To the detriment of uniformity but the benefit of journalists, NSW further amended its Evidence Act in 1997 and is now the only jurisdiction with a Professional Confidential Relationships Privilege. This is a qualified privilege that allows judicial discretion when deciding whether or not to compel a journalist to reveal their source. If a court finds that disclosure of the sources identity would result in their likely harm, and that harm outweighs the desirability of the evidence being revealed, they must not order the confidential communication be revealed.

In July 2004 these reforms were reassessed by the ALRC (in conjunction with NSW and VIC Law Reform Commissions) and privilege was again at issue. "The Commissions recommend that a modified version of the NSW provisions, which extend a qualified privilege to such communications, be adopted." So far these recommendations have not been implemented, but their mere existence is certainly encouraging for the Australian media.

Have Your Say: Is the current situation satisfactory?
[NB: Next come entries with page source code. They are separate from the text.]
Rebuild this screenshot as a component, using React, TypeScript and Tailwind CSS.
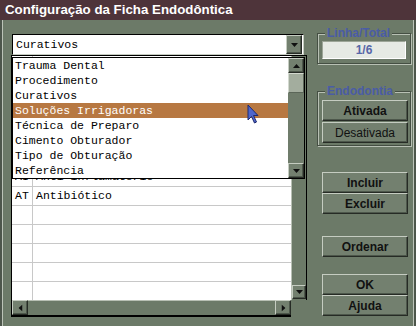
import type { ReactNode } from 'react'

const listItems = [
  'Trauma Dental',
  'Procedimento',
  'Curativos',
  'Soluções Irrigadoras',
  'Técnica de Preparo',
  'Cimento Obturador',
  'Tipo de Obturação',
  'Referência',
]

// rows hidden under the open list are left blank
const gridRows: [string, string][] = [
  ['', ''],
  ['', ''],
  ['', ''],
  ['', ''],
  ['', ''],
  ['', ''],
  ['AI', 'Anti-inflamatório'],
  ['AT', 'Antibiótico'],
  ['', ''],
  ['', ''],
  ['', ''],
  ['', ''],
  ['', ''],
]

const face =
  'bg-[#73806f] border border-t-[#c5ccc1] border-l-[#c5ccc1] border-b-[#262b25] border-r-[#262b25]'

const triClass = {
  up: '',
  down: 'rotate-180',
  left: '-rotate-90',
  right: 'rotate-90',
}

function ArrowButton({ dir, className = '' }: { dir: 'up' | 'down' | 'left' | 'right'; className?: string }) {
  return (
    <div className={`${face} flex items-center justify-center shadow-[inset_-1px_-1px_0_#4d574b] ${className}`}>
      <svg width="7" height="4" viewBox="0 0 7 4" className={triClass[dir]}>
        <path d="M0 4 L3.5 0 L7 4 Z" fill="#101010" />
      </svg>
    </div>
  )
}

function Button({ children, bold = true, className = '' }: { children: ReactNode; bold?: boolean; className?: string }) {
  return (
    <button
      type="button"
      className={`${face} h-[21px] w-[86px] shadow-[inset_-1px_-1px_0_#4d574b] text-[12px] leading-none text-[#111] ${
        bold ? 'font-bold' : 'font-normal'
      } ${className}`}
    >
      {children}
    </button>
  )
}

function Cursor() {
  return (
    <svg width="13" height="21" viewBox="0 0 13 21" className="absolute left-[247px] top-[104px]">
      <path
        d="M1 1 L1 16 L4.5 12.5 L7.5 19 L9.5 18 L6.5 11.5 L11 11.5 Z"
        fill="#4f66cc"
        stroke="#1f2a6e"
        strokeWidth="1"
        strokeLinejoin="round"
      />
    </svg>
  )
}

function DropdownList() {
  return (
    <div className="absolute left-[12px] top-[57px] flex h-[122px] w-[293px] border border-black bg-white">
      <div className="flex-1 font-['Liberation_Mono','Courier_New',monospace] text-[11.5px]">
        {listItems.map((item, i) => (
          <div
            key={item}
            className={`flex h-[15px] items-center pl-[2px] leading-none ${
              i === 3 ? 'bg-[#b77842] text-white' : 'text-black'
            }`}
          >
            {item}
          </div>
        ))}
      </div>
      <div className="flex w-[16px] flex-col bg-[#6f7c6b]">
        <ArrowButton dir="up" className="h-[15px]" />
        <div className="h-[20px] border border-t-[#d3d9cf] border-l-[#d3d9cf] border-b-[#5b6658] border-r-[#5b6658] bg-[#a3ad9e]" />
        <div className="flex-1" />
        <ArrowButton dir="down" className="h-[15px]" />
      </div>
    </div>
  )
}

function Grid() {
  return (
    <div className="flex h-[262px] w-[296px] flex-col">
      <div className="flex h-[245px] border-t border-black">
        <div className="flex-1 overflow-hidden border-l border-black bg-white font-['Liberation_Mono','Courier_New',monospace] text-[11.5px] text-black">
          {gridRows.map(([code, name], i) => (
            <div
              key={i}
              className={`flex border-b border-[#c8c8c8] ${i === 0 ? 'h-[17px]' : 'h-[19px]'}`}
            >
              <div className="flex w-[21px] items-center border-r border-[#c8c8c8] pl-[3px]">{code}</div>
              <div className="flex items-center pl-[3px]">{name}</div>
            </div>
          ))}
        </div>
        <div className="flex w-[16px] flex-col justify-end border-l border-r border-l-[#b8c0b4] border-r-black bg-[#6c7a68] pb-[1px]">
          <ArrowButton dir="down" className="h-[14px]" />
        </div>
      </div>
      <div className="flex h-[16px]">
        <div className="flex flex-1 border-l border-b border-black bg-[#6c7a68] shadow-[inset_0_1px_0_#b8c0b4]">
          <ArrowButton dir="left" className="w-[16px]" />
          <div className="flex-1" />
          <ArrowButton dir="right" className="w-[16px]" />
        </div>
        <div className="w-[16px]" />
      </div>
      <div className="h-px w-[280px] bg-black" />
    </div>
  )
}

function GroupBox({ label, children, className = '' }: { label: string; children: ReactNode; className?: string }) {
  return (
    <fieldset
      className={`w-[94px] border border-[#454f43] pl-[4px] shadow-[inset_1px_1px_0_#b8c0b4,1px_1px_0_#b8c0b4] ${className}`}
    >
      <legend className="ml-[3px] bg-[#6c7a68] px-[2px] text-[12px] font-bold leading-[14px] text-[#4a5ca6]">
        {label}
      </legend>
      {children}
    </fieldset>
  )
}

export default function App() {
  return (
    <div className="relative flex h-[326px] w-[416px] flex-col overflow-hidden bg-[#6c7a68] font-['Liberation_Sans',Arial,sans-serif] shadow-[inset_2px_0_0_#4d564b,inset_3px_0_0_#bcc3b8,inset_-2px_0_0_#4d564b,inset_-3px_0_0_#bcc3b8]">
      <div className="h-[20px] shrink-0 bg-[#4e343a] pl-[5px] text-[13.3px] font-bold leading-[20px] text-white">
        Configuração da Ficha Endodôntica
      </div>

      <div className="flex flex-1 pl-[11px]">
        <div className="mt-[14px] flex w-[296px] flex-col">
          <div className="ml-px flex h-[21px] w-[292px] items-center border border-t-black border-l-black border-b-[#c5ccc1] border-r-[#c5ccc1] bg-white">
            <span className="flex-1 pl-[3px] font-['Liberation_Mono','Courier_New',monospace] text-[11.5px] text-black">
              Curativos
            </span>
            <ArrowButton dir="down" className="mr-px h-[19px] w-[16px]" />
          </div>
          <Grid />
        </div>

        <div className="ml-[10px] mt-[6px] flex w-[94px] flex-col">
          <GroupBox label="Linha/Total" className="pb-[4px]">
            <div className="mt-px flex h-[18px] w-[84px] items-center justify-center border border-t-[#9ca597] border-l-[#9ca597] border-b-white border-r-white bg-[#e6eae4] text-[12px] font-bold text-[#5667a8]">
              1/6
            </div>
          </GroupBox>

          <GroupBox label="Endodontia" className="mt-[20px] pb-[2px]">
            <div className="mt-[2px] flex flex-col gap-px">
              <Button>Ativada</Button>
              <Button bold={false}>Desativada</Button>
            </div>
          </GroupBox>

          <div className="ml-[5px] flex flex-col">
            <Button className="mt-[26px]">Incluir</Button>
            <Button>Excluir</Button>
            <Button className="mt-[22px]">Ordenar</Button>
            <Button className="mt-[17px]">OK</Button>
            <Button>Ajuda</Button>
          </div>
        </div>
      </div>

      <DropdownList />
      <Cursor />
    </div>
  )
}
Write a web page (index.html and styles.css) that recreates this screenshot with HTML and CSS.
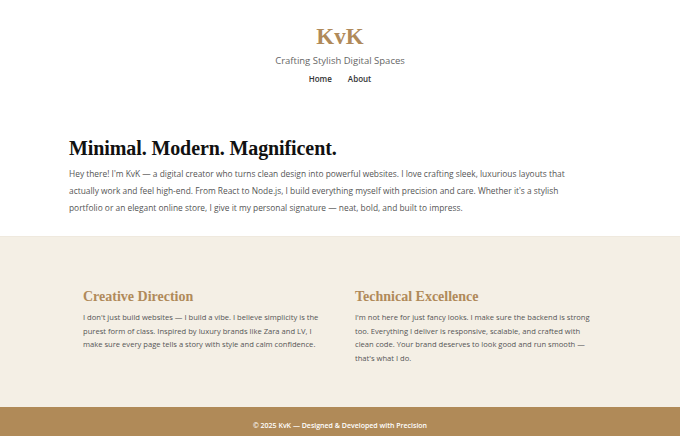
FILE: index.html
```html
<!DOCTYPE html>
<html lang="en">
<head>
<meta charset="utf-8">
<title>KvK</title>
<link rel="stylesheet" href="styles.css">
</head>
<body>
<header class="site-header">
  <h1 class="logo">KvK</h1>
  <p class="tagline">Crafting Stylish Digital Spaces</p>
  <nav class="nav">
    <a href="#">Home</a>
    <a href="#">About</a>
  </nav>
</header>
<section class="hero">
  <div class="container">
    <h2 class="hero-title">Minimal. Modern. Magnificent.</h2>
    <p class="hero-text">Hey there! I'm KvK — a digital creator who turns clean design into powerful websites. I love crafting sleek, luxurious layouts that actually work and feel high-end. From React to Node.js, I build everything myself with precision and care. Whether it's a stylish portfolio or an elegant online store, I give it my personal signature — neat, bold, and built to impress.</p>
  </div>
</section>
<section class="features">
  <div class="feature-grid">
    <div class="feature">
      <h3>Creative Direction</h3>
      <p>I don't just build websites — I build a vibe. I believe simplicity is the purest form of class. Inspired by luxury brands like Zara and LV, I make sure every page tells a story with style and calm confidence.</p>
    </div>
    <div class="feature">
      <h3>Technical Excellence</h3>
      <p>I'm not here for just fancy looks. I make sure the backend is strong too. Everything I deliver is responsive, scalable, and crafted with clean code. Your brand deserves to look good and run smooth — that's what I do.</p>
    </div>
  </div>
</section>
<footer class="site-footer">© 2025 KvK — Designed &amp; Developed with Precision</footer>
</body>
</html>
```
FILE: styles.css
```css
* { box-sizing: border-box; }
html, body { margin: 0; padding: 0; }
body {
  background: #ffffff;
  font-family: "Open Sans", "Noto Sans", sans-serif;
  color: #555;
}
.site-header {
  display: flex;
  flex-direction: column;
  align-items: center;
  padding-top: 22px;
}
.logo {
  margin: 0;
  font-family: "Liberation Serif", "DejaVu Serif", serif;
  font-weight: 700;
  font-size: 23px;
  line-height: 30px;
  color: #b08a5a;
}
.tagline {
  margin: 2px 0 0;
  font-size: 9.5px;
  line-height: 14px;
  color: #666;
}
.nav {
  display: flex;
  gap: 16px;
  margin-top: 5px;
}
.nav a {
  font-size: 8px;
  line-height: 12px;
  font-weight: 600;
  color: #333;
  text-decoration: none;
}
.container {
  max-width: 542px;
  margin: 0 auto;
}
.hero {
  padding: 50px 0 20px;
}
.hero-title {
  margin: 0;
  font-family: "Liberation Serif", "DejaVu Serif", serif;
  font-weight: 700;
  font-size: 20px;
  line-height: 26px;
  letter-spacing: -0.1px;
  color: #111;
}
.hero-text {
  margin: 4px 0 0;
  font-size: 8.4px;
  line-height: 17px;
  color: #555;
  padding-right: 30px;
}
.features {
  background: #f4efe5;
  padding: 50px 0 42px;
  border-top: 1px solid #efe9de;
}
.feature-grid {
  max-width: 514px;
  margin: 0 auto;
  display: grid;
  grid-template-columns: 1fr 1fr;
  gap: 30px;
}
.feature h3 {
  margin: 0;
  font-family: "Liberation Serif", "DejaVu Serif", serif;
  font-weight: 700;
  font-size: 14px;
  line-height: 20px;
  color: #b08a5a;
}
.feature p {
  margin: 4px 0 0;
  font-size: 7.6px;
  line-height: 13.5px;
  color: #555;
}
.site-footer {
  background: #b08a58;
  color: #fff;
  text-align: center;
  font-size: 7px;
  font-weight: 600;
  height: 29px;
  line-height: 38px;
}
```
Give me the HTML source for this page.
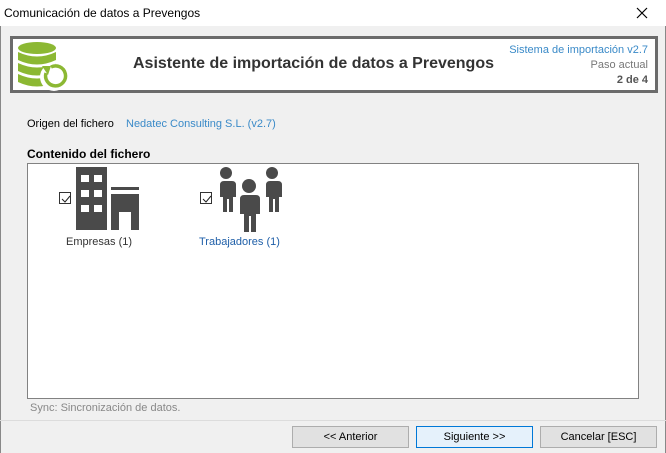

Even if all states and territories adopt provisions like that of NSW, will they go far enough?

Check back soon for Part 2 where we assess the main options for reform.

Image copyright of Hasbro Inc.

1 Comments:

Anonymous Anonymous said...

The problem with the NSW Evidence Act ammendments for journalists is that the Act still leaves the decision up to the judges descretion whether to reveal a source or not. If a journalist promises to keep a source confidential they are bound by that promise. I suppose that is within reason and depending on the journalists' own conscience. Journalists should always be careful about making promises of confidentiality bu once made then they must be respected.
It seems like a situation that will be forever unresolved.